On one hand, it’d be so much simpler if I just didn’t get up some days. On the other, I at least get to experience a sense of victory of sorts by defying how I feel and getting up anyway. And getting showered, and dressed. And pickling something. And waiting.
I’ve learned how much I love being alive. And how actually stubborn I am. When my brain really wants me to give up and I don’t because I don’t WANT TO & AM DETERMINED TO STICK AND STAY, it’s a lesson in perseverance.
I’ve learned how generous and loving people can be. Instead of kicking this dog while she’s down, numerous people came out of the woodwork to ease the burdens and soothe the pains. Not totally what I expected or not at all what happens to everyone.

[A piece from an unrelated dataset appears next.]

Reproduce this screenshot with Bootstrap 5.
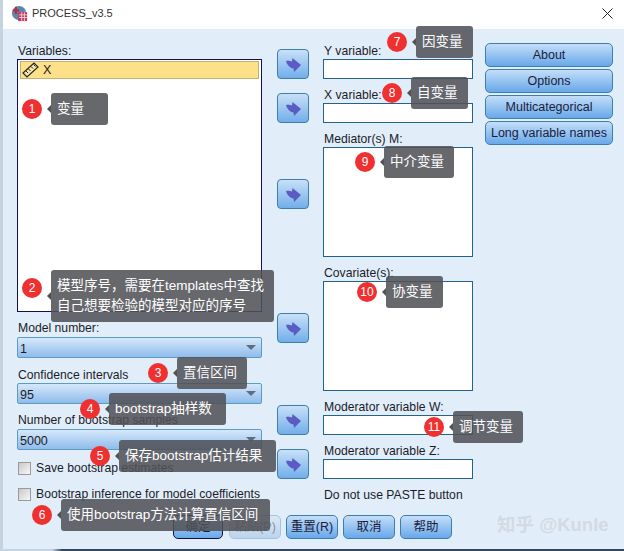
<!DOCTYPE html>
<html lang="en">
<head>
  <meta charset="UTF-8">
  <title>PROCESS_v3.5</title>
  <link href="https://cdn.jsdelivr.net/npm/bootstrap@5.3.0/dist/css/bootstrap.min.css" rel="stylesheet">
  <style>
    html, body { width: 624px; height: 551px; overflow: hidden; background: #fff; }
    body { font-family: "Liberation Sans", "Noto Sans CJK SC", sans-serif; font-size: 12.2px; color: #1c1c28; }
    #dlg { position: relative; width: 624px; height: 551px; padding-left: 3px; background: #c5d2e0; }
    .title-bar { height: 29px; background: #fff; padding: 0 11px 2px 8px; font-size: 11px; color: #333; }
    .title-ico { margin-right: 4px; }
    .dlg-body { height: 522px; background: #e1eefa; padding-left: 14px; border-bottom: 2px solid #34465c; border-image: linear-gradient(to right, #c5d2e0 50px, #34465c 60px) 1; }
    .dlg-main { height: 486px; padding-top: 14px; }
    .col-left { width: 245px; margin-right: 15px; }
    .col-arrows { width: 32px; margin-right: 14px; padding-top: 6px; }
    .col-fields { width: 150px; margin-right: 12px; }
    .col-side { width: 128px; }
    .lbl { height: 16px; line-height: 16px; white-space: nowrap; padding-left: 1px; }
    .var-list { height: 253px; background: #fff; border: 1px solid #12124e; padding: 1px 2px; }
    .var-sel { height: 18px; background: #fde08a; border: 1px solid #c4b170; padding-left: 1px; font-size: 12.5px; line-height: 16px; }
    .var-ico { margin-right: 3px; }
    .combo { height: 21px; margin-top: 1px; border: 1px solid #5b9cc6; border-radius: 2px; padding: 0 2px; font-size: 12.5px; line-height: 22px; background: linear-gradient(#d6e8fa, #8fbcec); position: relative; }
    .combo::after { content: ""; position: absolute; right: 5px; top: 7px; border: 5px solid transparent; border-top: 5px solid #5c6f80; border-bottom: 0; width: 0; }
    .combo-tight { margin-top: 0; }
    .lbl-gap { margin-top: 8px; }
    .lbl-gap2 { margin-top: 9px; }
    .chk-box { width: 13px; height: 13px; background: linear-gradient(135deg, #c8c8c8, #f8f8f8); border: 1px solid #9a9a9a; margin-left: 1px; margin-right: 5px; flex: none; }
    .chk-row { height: 14px; line-height: 14px; white-space: nowrap; }
    .chk-one { margin-top: 11px; }
    .chk-two { margin-top: 12px; }
    .arrow-btn { width: 32px; height: 30px; padding: 0; border: 1px solid #3d7fa8; border-radius: 4px; background: linear-gradient(#c8e0f8, #72aeea); }
    .a2 { margin-top: 14px; }
    .a3 { margin-top: 56px; }
    .a4 { margin-top: 104px; }
    .a5 { margin-top: 62px; }
    .a6 { margin-top: 14px; }
    .field-one { height: 20px; background: #fff; border: 1px solid #24628a; }
    .field-box { height: 110px; background: #fff; border: 1px solid #24628a; }
    .f-gap { margin-top: 8px; }
    .side-btn { width: 128px; height: 24px; padding: 1px 0 0; margin-bottom: 2px; border: 1px solid #3d7fa8; border-radius: 5px; color: #1c1c3c; font-size: 12.5px; background: linear-gradient(#c4def8, #68a8ea); }
    .foot-row { padding-left: 156px; }
    .foot-btn { height: 24px; width: 52px; margin-right: 5px; padding: 0; border: 1px solid #3d7fa8; border-radius: 5px; font-size: 12.5px; color: #1c1c3c; background: linear-gradient(#c4def8, #68a8ea); }
    .foot-btn.is-default { width: 50px; margin-right: 6px; border: 1px solid #10103a; }
    .foot-btn.is-off { border-color: #a8c4dc; color: #8a949e; background: linear-gradient(#dbe8f5, #bcd4ec); }
    .zh-mark { position: absolute; left: 497px; top: 511px; font-size: 18.500px; font-weight: 700; color: #d4dae1; white-space: nowrap; }
    .note { position: absolute; display: flex; align-items: center; }
    .note-dot { width: 20px; height: 20px; border-radius: 50%; background: #ef3030; color: #fff; font-size: 12px; line-height: 20px; text-align: center; margin-right: 9px; flex: none; }
    .note-text { position: relative; background: rgba(80, 82, 86, .87); color: #fff; font-size: 13.5px; line-height: 20px; padding: 6px 10px 6px 6px; border-radius: 3px; white-space: nowrap; height: 32px; }
    .note-text::before { content: ""; position: absolute; left: -4px; top: 50%; margin-top: -4px; border: 4px solid transparent; border-left: 0; border-right: 4px solid #505256; }
    .note-text.two-line { height: 52px; }
    .n1 { left: 22px; top: 93px; }
    .n1 .note-text { padding-right: 24px; }
    .n2 { left: 22px; top: 270px; }
    .n2 .note-dot { margin-bottom: 16px; }
    .n3 { left: 148px; top: 357px; }
    .n4 { left: 80px; top: 393px; }
    .n4 .note-text, .n5 .note-text { padding-right: 14px; }
    .n5 { left: 90px; top: 440px; }
    .n6 { left: 32px; top: 499px; }
    .n6 .note-text { padding-right: 12px; }
    .n7 { left: 387px; top: 26px; }
    .n8 { left: 382px; top: 77px; }
    .n9 { left: 355px; top: 146px; }
    .n10 { left: 357px; top: 276px; }
    .n11 { left: 424px; top: 411px; }
  </style>
</head>
<body>
  <div id="dlg">
    <div class="title-bar d-flex align-items-center">
      <svg width="17" height="17" viewBox="0 0 19 19" class="title-ico">
        <circle cx="9" cy="9" r="8" fill="#5c87a8"/>
        <rect x="8" y="8" width="10" height="10" fill="#c23a5c"/>
        <path d="M9 11h9M9 14h9M12 8v10M15 8v10" stroke="#f3d5dc" stroke-width="1"/>
        <path d="M2 6h7M5.500 2v8" stroke="#c2203c" stroke-width="2"/>
      </svg>
      <span>PROCESS_v3.5</span>
      <svg width="11" height="11" viewBox="0 0 11 11" class="ms-auto">
        <path d="M.5 .5l10 10M10.500 .5l-10 10" stroke="#222" stroke-width="1"/>
      </svg>
    </div>
    <div class="dlg-body">
      <div class="dlg-main d-flex">
        <div class="col-left">
          <div class="lbl">Variables:</div>
          <div class="var-list">
            <div class="var-sel d-flex align-items-center">
              <svg width="18" height="16" viewBox="0 0 18 16" class="var-ico">
                <path d="M1 11L12 1l4 4L5 15z" fill="#f6e8b0" stroke="#2a2612" stroke-width="1.200"/>
                <path d="M4 9l2 2M6.500 7l2 2M9 4.500l2 2M11.500 2.500l2 2" stroke="#2a2612" stroke-width="1"/>
              </svg>
              <span>X</span>
            </div>
          </div>
          <div class="lbl lbl-gap">Model number:</div>
          <div class="combo">1</div>
          <div class="lbl lbl-gap2">Confidence intervals</div>
          <div class="combo combo-tight">95</div>
          <div class="lbl lbl-gap">Number of bootstrap samples</div>
          <div class="combo">5000</div>
          <div class="chk-row chk-one d-flex align-items-center"><span class="chk-box"></span>Save bootstrap estimates</div>
          <div class="chk-row chk-two d-flex align-items-center"><span class="chk-box"></span>Bootstrap inference for model coefficients</div>
        </div>
        <div class="col-arrows d-flex flex-column">
          <button class="arrow-btn" type="button"><svg width="15" height="14" viewBox="0 0 15 14"><path d="M0 3c2-.5 4-.5 6 .5L6.500 0 15 7l-7 7-.5-3.500C4 10 1 7 0 3z" fill="#5a5cc4"/></svg></button>
          <button class="arrow-btn a2" type="button"><svg width="15" height="14" viewBox="0 0 15 14"><path d="M0 3c2-.5 4-.5 6 .5L6.500 0 15 7l-7 7-.5-3.500C4 10 1 7 0 3z" fill="#5a5cc4"/></svg></button>
          <button class="arrow-btn a3" type="button"><svg width="15" height="14" viewBox="0 0 15 14"><path d="M0 3c2-.5 4-.5 6 .5L6.500 0 15 7l-7 7-.5-3.500C4 10 1 7 0 3z" fill="#5a5cc4"/></svg></button>
          <button class="arrow-btn a4" type="button"><svg width="15" height="14" viewBox="0 0 15 14"><path d="M0 3c2-.5 4-.5 6 .5L6.500 0 15 7l-7 7-.5-3.500C4 10 1 7 0 3z" fill="#5a5cc4"/></svg></button>
          <button class="arrow-btn a5" type="button"><svg width="15" height="14" viewBox="0 0 15 14"><path d="M0 3c2-.5 4-.5 6 .5L6.500 0 15 7l-7 7-.5-3.500C4 10 1 7 0 3z" fill="#5a5cc4"/></svg></button>
          <button class="arrow-btn a6" type="button"><svg width="15" height="14" viewBox="0 0 15 14"><path d="M0 3c2-.5 4-.5 6 .5L6.500 0 15 7l-7 7-.5-3.500C4 10 1 7 0 3z" fill="#5a5cc4"/></svg></button>
        </div>
        <div class="col-fields">
          <div class="lbl">Y variable:</div>
          <div class="field-one"></div>
          <div class="lbl f-gap">X variable:</div>
          <div class="field-one"></div>
          <div class="lbl f-gap">Mediator(s) M:</div>
          <div class="field-box"></div>
          <div class="lbl f-gap">Covariate(s):</div>
          <div class="field-box"></div>
          <div class="lbl f-gap">Moderator variable W:</div>
          <div class="field-one"></div>
          <div class="lbl f-gap">Moderator variable Z:</div>
          <div class="field-one"></div>
          <div class="lbl f-gap">Do not use PASTE button</div>
        </div>
        <div class="col-side d-flex flex-column">
          <button class="side-btn" type="button">About</button>
          <button class="side-btn" type="button">Options</button>
          <button class="side-btn" type="button">Multicategorical</button>
          <button class="side-btn" type="button">Long variable names</button>
        </div>
      </div>
      <div class="foot-row d-flex">
        <button class="foot-btn is-default" type="button">确定</button>
        <button class="foot-btn is-off" type="button">粘贴(P)</button>
        <button class="foot-btn" type="button">重置(R)</button>
        <button class="foot-btn" type="button">取消</button>
        <button class="foot-btn" type="button">帮助</button>
      </div>
    </div>

    <div class="zh-mark">知乎 @Kunle</div>

    <div class="note n1"><span class="note-dot">1</span><span class="note-text">变量</span></div>
    <div class="note n2"><span class="note-dot">2</span><span class="note-text two-line">模型序号，需要在templates中查找<br>自己想要检验的模型对应的序号</span></div>
    <div class="note n3"><span class="note-dot">3</span><span class="note-text">置信区间</span></div>
    <div class="note n4"><span class="note-dot">4</span><span class="note-text">bootstrap抽样数</span></div>
    <div class="note n5"><span class="note-dot">5</span><span class="note-text">保存bootstrap估计结果</span></div>
    <div class="note n6"><span class="note-dot">6</span><span class="note-text">使用bootstrap方法计算置信区间</span></div>
    <div class="note n7"><span class="note-dot">7</span><span class="note-text">因变量</span></div>
    <div class="note n8"><span class="note-dot">8</span><span class="note-text">自变量</span></div>
    <div class="note n9"><span class="note-dot">9</span><span class="note-text">中介变量</span></div>
    <div class="note n10"><span class="note-dot">10</span><span class="note-text">协变量</span></div>
    <div class="note n11"><span class="note-dot">11</span><span class="note-text">调节变量</span></div>
  </div>
</body>
</html>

I’m still working on learning more from this. Like, do I have a headache because I’m depressed or am I developing migraines (I sure as hell hope not). Like, let’s see what kind of shit I feel like today… Is that depression, allergies, a hangover, a cold? Does it matter?
Being a mess, an unemployed mess, has made me into the horse you can lead to water. You can’t make it drink. Learning to receive gifts is apparently hard. I’ve spent many years practicing to be self-sufficient and only now I realize:
- That’s stupid.
- It’s not true.
- Everybody needs something outside of themselves.
- Everybody needs people other than themselves.